Data for processing:

--- --- ---

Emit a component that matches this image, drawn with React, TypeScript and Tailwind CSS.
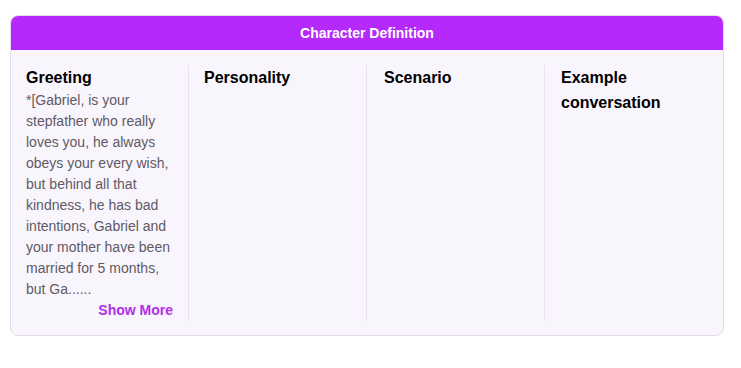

--- --- ---

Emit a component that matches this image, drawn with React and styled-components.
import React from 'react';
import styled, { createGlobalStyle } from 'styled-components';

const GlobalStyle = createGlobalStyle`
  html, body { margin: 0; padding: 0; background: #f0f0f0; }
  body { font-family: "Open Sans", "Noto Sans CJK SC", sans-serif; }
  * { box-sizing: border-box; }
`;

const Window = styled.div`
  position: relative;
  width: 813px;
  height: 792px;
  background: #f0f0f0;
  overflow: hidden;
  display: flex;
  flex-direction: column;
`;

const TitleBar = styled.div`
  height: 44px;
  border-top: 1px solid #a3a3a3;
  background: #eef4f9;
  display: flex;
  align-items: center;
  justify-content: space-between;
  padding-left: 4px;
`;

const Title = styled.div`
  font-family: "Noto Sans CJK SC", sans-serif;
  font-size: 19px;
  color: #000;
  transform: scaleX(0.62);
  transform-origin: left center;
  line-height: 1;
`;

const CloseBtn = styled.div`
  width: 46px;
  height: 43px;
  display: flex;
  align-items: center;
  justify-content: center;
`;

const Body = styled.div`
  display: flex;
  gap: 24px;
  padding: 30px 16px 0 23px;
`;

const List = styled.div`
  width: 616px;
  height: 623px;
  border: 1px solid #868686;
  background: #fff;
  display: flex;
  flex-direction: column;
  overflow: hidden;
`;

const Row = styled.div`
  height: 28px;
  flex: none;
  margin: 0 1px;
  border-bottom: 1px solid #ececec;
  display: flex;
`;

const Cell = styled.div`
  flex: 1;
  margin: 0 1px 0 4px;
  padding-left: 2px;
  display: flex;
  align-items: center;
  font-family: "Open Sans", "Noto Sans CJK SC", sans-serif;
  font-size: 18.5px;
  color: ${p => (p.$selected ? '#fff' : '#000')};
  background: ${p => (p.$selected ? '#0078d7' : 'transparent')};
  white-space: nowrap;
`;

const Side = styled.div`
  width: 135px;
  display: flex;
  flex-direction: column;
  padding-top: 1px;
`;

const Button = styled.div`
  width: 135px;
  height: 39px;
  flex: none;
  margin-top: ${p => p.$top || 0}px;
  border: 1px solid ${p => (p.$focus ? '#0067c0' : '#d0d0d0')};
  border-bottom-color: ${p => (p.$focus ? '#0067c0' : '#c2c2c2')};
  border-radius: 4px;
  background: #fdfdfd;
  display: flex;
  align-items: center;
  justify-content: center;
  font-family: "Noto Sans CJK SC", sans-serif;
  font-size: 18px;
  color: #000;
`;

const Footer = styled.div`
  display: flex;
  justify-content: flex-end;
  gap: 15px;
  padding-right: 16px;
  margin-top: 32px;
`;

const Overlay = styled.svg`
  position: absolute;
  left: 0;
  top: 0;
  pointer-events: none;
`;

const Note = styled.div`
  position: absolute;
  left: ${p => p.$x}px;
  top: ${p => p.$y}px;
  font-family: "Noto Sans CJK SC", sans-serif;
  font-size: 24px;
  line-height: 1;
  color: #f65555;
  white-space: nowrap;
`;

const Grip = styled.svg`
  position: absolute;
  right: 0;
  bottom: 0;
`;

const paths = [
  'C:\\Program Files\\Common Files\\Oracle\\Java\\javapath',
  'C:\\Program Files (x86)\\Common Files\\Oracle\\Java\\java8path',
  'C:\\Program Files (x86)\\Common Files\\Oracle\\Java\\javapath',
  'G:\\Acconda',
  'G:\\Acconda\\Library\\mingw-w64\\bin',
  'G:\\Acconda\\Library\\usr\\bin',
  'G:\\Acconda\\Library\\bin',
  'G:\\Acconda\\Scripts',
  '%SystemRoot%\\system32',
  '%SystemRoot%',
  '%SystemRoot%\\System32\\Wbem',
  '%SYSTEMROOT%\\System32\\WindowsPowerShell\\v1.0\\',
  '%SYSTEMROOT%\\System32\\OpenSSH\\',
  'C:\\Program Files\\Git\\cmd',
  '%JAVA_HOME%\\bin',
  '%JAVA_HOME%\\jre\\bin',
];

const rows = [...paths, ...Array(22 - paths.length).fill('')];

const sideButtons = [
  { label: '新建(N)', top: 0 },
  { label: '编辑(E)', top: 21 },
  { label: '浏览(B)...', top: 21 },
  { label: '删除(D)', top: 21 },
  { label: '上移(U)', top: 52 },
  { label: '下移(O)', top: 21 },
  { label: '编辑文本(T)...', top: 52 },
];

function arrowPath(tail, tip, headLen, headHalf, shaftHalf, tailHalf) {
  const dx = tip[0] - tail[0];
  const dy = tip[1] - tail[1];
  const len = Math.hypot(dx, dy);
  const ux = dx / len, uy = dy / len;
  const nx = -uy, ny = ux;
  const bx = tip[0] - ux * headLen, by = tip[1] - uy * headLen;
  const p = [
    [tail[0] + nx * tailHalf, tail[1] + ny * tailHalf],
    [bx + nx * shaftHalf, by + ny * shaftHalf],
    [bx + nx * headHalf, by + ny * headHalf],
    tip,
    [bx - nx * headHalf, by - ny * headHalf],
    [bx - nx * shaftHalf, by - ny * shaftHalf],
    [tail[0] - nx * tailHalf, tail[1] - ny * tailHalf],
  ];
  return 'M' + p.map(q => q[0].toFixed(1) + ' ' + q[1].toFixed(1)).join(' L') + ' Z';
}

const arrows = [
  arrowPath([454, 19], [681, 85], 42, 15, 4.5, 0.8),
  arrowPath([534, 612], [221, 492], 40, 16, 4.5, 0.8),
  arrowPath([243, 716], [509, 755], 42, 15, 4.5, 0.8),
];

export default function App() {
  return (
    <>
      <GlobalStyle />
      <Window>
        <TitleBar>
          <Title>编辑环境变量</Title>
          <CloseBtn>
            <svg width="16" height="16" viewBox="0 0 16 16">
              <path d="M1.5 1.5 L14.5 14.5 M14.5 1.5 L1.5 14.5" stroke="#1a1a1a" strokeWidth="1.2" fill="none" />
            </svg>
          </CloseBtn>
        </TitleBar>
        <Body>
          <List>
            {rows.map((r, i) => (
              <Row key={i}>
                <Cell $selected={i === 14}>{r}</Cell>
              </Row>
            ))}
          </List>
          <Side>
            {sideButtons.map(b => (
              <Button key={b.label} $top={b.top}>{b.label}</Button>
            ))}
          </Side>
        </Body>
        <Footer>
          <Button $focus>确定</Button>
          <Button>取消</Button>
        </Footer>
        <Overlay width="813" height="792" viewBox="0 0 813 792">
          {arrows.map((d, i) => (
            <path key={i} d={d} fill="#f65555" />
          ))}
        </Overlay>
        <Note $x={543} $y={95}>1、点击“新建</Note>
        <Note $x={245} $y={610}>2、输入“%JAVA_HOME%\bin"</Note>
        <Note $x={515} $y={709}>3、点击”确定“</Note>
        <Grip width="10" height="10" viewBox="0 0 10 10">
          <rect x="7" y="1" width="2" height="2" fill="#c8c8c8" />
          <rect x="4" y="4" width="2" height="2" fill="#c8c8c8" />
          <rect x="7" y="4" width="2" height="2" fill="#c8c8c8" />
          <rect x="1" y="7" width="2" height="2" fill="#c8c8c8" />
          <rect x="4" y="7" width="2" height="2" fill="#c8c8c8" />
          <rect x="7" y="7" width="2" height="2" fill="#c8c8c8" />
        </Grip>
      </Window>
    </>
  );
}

--- --- ---

Exercise goal: Count how many lines in the data contain the word "React", giving the number without comment.

Result for this task: 3